» **To do**
Quote the material below exactly as written, from the first line to the line that holds "string; w: number;", endpoints included.

» **Given records**
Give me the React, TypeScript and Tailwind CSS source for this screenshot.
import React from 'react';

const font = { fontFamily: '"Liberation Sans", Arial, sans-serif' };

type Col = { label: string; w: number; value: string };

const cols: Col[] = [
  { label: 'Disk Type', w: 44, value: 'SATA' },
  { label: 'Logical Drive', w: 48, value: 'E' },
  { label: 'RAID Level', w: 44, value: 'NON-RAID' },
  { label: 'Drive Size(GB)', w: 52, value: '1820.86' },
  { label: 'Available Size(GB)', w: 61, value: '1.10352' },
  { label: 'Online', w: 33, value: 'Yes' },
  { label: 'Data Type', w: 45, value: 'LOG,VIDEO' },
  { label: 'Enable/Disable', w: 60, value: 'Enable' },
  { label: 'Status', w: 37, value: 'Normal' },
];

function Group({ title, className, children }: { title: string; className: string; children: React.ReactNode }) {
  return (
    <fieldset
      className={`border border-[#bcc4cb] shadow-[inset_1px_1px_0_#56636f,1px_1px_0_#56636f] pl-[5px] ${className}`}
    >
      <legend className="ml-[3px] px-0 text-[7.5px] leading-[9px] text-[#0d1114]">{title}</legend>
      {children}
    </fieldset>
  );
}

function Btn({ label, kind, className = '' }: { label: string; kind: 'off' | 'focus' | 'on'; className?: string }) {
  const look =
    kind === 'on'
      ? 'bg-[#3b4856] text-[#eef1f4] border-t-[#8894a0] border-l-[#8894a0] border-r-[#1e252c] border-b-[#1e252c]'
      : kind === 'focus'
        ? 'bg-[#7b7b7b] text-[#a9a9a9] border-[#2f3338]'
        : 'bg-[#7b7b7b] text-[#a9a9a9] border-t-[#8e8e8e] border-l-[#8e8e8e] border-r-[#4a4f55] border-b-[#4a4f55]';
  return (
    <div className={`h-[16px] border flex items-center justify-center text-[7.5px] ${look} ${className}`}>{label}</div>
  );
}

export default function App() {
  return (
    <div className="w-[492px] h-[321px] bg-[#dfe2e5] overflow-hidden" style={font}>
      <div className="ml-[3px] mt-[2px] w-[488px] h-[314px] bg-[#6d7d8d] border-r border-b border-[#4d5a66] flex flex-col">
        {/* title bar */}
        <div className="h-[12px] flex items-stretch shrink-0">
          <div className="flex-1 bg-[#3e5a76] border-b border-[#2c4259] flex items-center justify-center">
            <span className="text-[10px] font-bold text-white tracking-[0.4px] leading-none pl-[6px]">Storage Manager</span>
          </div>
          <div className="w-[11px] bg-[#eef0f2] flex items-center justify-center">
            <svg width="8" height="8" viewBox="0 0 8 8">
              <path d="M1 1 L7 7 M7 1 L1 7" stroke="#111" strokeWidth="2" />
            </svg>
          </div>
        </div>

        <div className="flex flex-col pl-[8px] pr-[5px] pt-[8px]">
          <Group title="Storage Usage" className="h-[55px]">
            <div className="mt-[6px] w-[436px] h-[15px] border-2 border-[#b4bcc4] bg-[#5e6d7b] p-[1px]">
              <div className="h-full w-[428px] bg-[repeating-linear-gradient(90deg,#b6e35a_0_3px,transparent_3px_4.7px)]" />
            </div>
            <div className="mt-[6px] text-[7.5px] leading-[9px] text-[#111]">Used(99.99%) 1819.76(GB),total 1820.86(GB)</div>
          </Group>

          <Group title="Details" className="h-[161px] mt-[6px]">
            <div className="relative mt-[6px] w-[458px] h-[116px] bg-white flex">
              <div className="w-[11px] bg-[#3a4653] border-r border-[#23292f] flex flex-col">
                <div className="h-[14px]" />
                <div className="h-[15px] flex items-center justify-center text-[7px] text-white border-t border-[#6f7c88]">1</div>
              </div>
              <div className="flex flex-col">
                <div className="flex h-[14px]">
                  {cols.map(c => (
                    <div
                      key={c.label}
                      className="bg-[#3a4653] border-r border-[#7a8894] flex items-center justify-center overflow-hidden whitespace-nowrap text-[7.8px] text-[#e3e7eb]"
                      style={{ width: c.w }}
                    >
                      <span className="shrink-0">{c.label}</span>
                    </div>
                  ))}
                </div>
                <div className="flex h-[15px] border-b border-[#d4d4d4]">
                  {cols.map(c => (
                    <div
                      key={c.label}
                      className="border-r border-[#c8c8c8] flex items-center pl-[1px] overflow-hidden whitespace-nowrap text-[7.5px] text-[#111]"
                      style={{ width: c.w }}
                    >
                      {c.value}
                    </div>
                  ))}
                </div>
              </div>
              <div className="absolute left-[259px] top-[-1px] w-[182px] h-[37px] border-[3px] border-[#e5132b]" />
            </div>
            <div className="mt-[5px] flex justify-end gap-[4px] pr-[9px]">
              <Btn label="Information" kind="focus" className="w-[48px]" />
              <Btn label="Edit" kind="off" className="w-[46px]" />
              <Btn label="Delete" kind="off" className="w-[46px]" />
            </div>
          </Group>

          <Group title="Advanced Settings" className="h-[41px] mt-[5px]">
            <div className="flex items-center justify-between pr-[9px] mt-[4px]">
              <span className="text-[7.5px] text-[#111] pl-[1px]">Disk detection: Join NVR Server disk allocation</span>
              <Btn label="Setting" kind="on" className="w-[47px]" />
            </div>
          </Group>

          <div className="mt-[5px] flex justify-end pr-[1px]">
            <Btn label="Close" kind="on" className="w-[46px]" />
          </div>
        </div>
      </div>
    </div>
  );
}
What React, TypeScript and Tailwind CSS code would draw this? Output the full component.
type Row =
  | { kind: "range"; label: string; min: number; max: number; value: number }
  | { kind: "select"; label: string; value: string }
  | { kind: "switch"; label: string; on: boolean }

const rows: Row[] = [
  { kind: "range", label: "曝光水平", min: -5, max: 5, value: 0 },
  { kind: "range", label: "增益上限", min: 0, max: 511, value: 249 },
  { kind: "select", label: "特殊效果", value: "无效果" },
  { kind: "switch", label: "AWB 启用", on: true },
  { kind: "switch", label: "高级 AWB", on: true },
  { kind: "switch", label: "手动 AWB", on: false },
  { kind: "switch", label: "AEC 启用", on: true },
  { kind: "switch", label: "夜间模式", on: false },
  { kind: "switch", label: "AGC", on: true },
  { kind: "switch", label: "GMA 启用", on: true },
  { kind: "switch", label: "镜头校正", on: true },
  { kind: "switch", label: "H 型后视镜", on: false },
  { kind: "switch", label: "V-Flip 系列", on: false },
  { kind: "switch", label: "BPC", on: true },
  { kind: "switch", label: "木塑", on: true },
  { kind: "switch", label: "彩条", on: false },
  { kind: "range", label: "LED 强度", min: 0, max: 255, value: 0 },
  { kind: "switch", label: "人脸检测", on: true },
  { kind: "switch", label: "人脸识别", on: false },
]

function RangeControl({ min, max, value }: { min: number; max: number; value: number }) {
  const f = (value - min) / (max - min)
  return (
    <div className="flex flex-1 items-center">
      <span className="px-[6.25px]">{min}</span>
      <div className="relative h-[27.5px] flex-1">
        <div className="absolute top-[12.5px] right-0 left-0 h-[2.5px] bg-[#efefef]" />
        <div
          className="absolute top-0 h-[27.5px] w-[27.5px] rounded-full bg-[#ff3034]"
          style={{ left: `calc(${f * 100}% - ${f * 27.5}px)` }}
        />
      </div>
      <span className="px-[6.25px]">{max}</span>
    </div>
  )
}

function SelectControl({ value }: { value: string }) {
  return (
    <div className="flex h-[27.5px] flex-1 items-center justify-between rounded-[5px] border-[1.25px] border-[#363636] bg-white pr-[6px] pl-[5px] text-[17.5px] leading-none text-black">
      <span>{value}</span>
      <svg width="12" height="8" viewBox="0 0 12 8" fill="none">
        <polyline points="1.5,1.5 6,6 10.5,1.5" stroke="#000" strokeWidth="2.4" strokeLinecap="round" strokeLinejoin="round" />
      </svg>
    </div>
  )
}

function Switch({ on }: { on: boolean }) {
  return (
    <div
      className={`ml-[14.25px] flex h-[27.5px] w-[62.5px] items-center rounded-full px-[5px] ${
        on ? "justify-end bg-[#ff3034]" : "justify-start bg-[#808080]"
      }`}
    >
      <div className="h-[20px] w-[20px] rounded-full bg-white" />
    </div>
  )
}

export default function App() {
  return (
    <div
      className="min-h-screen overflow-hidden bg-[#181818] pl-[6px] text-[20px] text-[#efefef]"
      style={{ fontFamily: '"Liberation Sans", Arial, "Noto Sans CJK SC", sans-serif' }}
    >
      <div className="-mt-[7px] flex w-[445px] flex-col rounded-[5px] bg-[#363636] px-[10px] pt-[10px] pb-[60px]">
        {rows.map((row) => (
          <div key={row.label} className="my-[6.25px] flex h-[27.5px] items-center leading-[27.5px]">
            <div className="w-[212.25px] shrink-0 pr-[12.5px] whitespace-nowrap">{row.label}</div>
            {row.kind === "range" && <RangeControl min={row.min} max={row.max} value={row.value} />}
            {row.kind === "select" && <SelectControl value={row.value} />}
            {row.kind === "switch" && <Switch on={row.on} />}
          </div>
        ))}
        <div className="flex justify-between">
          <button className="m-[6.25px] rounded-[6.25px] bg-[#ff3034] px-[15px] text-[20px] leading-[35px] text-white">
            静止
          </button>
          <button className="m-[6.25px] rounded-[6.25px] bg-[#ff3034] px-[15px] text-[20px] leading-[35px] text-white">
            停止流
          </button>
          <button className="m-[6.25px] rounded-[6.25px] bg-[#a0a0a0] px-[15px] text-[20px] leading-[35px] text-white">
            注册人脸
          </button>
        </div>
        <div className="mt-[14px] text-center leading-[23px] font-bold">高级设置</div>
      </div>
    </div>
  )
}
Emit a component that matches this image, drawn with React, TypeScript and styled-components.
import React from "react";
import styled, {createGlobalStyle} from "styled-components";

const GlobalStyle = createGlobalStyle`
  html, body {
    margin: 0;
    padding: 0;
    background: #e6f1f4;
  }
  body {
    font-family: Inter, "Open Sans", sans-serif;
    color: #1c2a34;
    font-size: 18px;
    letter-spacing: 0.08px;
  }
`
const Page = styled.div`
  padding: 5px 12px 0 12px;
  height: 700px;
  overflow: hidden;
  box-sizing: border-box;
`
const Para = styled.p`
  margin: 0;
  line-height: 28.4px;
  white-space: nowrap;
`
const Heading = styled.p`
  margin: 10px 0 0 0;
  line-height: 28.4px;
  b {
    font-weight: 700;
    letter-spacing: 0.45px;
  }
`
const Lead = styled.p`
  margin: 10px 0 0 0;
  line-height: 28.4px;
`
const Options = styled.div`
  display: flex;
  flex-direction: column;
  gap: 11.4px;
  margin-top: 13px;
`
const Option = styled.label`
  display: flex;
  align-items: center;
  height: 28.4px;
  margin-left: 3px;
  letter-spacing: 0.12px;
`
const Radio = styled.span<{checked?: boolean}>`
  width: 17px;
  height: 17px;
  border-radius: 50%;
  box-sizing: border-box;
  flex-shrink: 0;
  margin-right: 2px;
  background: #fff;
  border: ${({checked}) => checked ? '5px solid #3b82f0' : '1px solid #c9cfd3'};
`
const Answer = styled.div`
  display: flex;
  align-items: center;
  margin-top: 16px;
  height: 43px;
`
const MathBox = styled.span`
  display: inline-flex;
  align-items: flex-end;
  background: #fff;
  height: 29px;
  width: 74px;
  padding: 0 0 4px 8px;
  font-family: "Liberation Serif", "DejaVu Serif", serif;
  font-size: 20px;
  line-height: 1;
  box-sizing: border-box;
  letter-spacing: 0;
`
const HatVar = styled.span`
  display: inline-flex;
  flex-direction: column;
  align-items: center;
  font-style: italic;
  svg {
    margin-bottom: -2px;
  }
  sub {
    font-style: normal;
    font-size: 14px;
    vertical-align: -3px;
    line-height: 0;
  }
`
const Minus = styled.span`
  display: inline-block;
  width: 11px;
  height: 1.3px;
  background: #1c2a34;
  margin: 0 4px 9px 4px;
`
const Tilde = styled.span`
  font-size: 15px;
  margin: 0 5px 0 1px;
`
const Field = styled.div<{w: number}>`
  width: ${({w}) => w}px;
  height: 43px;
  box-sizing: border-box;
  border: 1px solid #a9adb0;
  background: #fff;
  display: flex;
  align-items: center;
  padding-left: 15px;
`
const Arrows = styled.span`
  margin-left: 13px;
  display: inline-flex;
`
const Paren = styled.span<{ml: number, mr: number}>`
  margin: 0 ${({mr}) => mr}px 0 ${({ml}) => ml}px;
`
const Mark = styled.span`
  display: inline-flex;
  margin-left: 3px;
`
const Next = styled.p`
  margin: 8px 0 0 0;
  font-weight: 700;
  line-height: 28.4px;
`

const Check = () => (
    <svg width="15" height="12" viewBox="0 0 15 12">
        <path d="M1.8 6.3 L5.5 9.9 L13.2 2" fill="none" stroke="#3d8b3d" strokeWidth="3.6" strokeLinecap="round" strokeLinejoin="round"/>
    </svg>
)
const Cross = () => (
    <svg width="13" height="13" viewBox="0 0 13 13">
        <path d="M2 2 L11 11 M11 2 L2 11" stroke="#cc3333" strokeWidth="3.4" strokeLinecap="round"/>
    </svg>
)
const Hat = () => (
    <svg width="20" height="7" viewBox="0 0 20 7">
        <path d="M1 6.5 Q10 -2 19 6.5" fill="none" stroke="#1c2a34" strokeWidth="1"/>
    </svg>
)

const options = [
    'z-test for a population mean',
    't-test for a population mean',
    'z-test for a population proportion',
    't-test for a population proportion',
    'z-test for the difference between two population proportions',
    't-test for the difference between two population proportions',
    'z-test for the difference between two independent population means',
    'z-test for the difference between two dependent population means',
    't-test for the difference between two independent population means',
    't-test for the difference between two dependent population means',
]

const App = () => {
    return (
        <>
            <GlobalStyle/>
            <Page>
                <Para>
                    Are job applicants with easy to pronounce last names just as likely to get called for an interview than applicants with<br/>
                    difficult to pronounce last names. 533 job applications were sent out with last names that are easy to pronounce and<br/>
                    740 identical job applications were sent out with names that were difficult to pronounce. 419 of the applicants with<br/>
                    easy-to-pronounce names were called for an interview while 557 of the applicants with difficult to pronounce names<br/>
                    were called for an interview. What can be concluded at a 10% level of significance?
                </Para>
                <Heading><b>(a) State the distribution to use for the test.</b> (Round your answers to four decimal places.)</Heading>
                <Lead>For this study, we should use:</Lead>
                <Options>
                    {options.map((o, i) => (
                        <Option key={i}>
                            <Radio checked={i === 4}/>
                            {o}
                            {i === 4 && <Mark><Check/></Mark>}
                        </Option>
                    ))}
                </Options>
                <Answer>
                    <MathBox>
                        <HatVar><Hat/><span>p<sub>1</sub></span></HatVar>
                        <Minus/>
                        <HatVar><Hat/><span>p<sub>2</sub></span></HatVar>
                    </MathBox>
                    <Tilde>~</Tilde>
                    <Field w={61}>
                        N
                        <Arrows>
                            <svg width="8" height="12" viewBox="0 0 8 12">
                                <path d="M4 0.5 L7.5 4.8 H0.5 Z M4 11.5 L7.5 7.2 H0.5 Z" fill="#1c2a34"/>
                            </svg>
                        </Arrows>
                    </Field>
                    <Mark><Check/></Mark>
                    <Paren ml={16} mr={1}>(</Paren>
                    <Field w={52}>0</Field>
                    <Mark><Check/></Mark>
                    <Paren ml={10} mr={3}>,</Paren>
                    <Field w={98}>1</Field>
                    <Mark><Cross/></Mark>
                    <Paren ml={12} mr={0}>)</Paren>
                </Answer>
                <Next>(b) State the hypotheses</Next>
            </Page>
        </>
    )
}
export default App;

» **Result of this exercise**
Give me the React, TypeScript and Tailwind CSS source for this screenshot.
import React from 'react';

const font = { fontFamily: '"Liberation Sans", Arial, sans-serif' };

type Col = { label: string; w: number; value: string };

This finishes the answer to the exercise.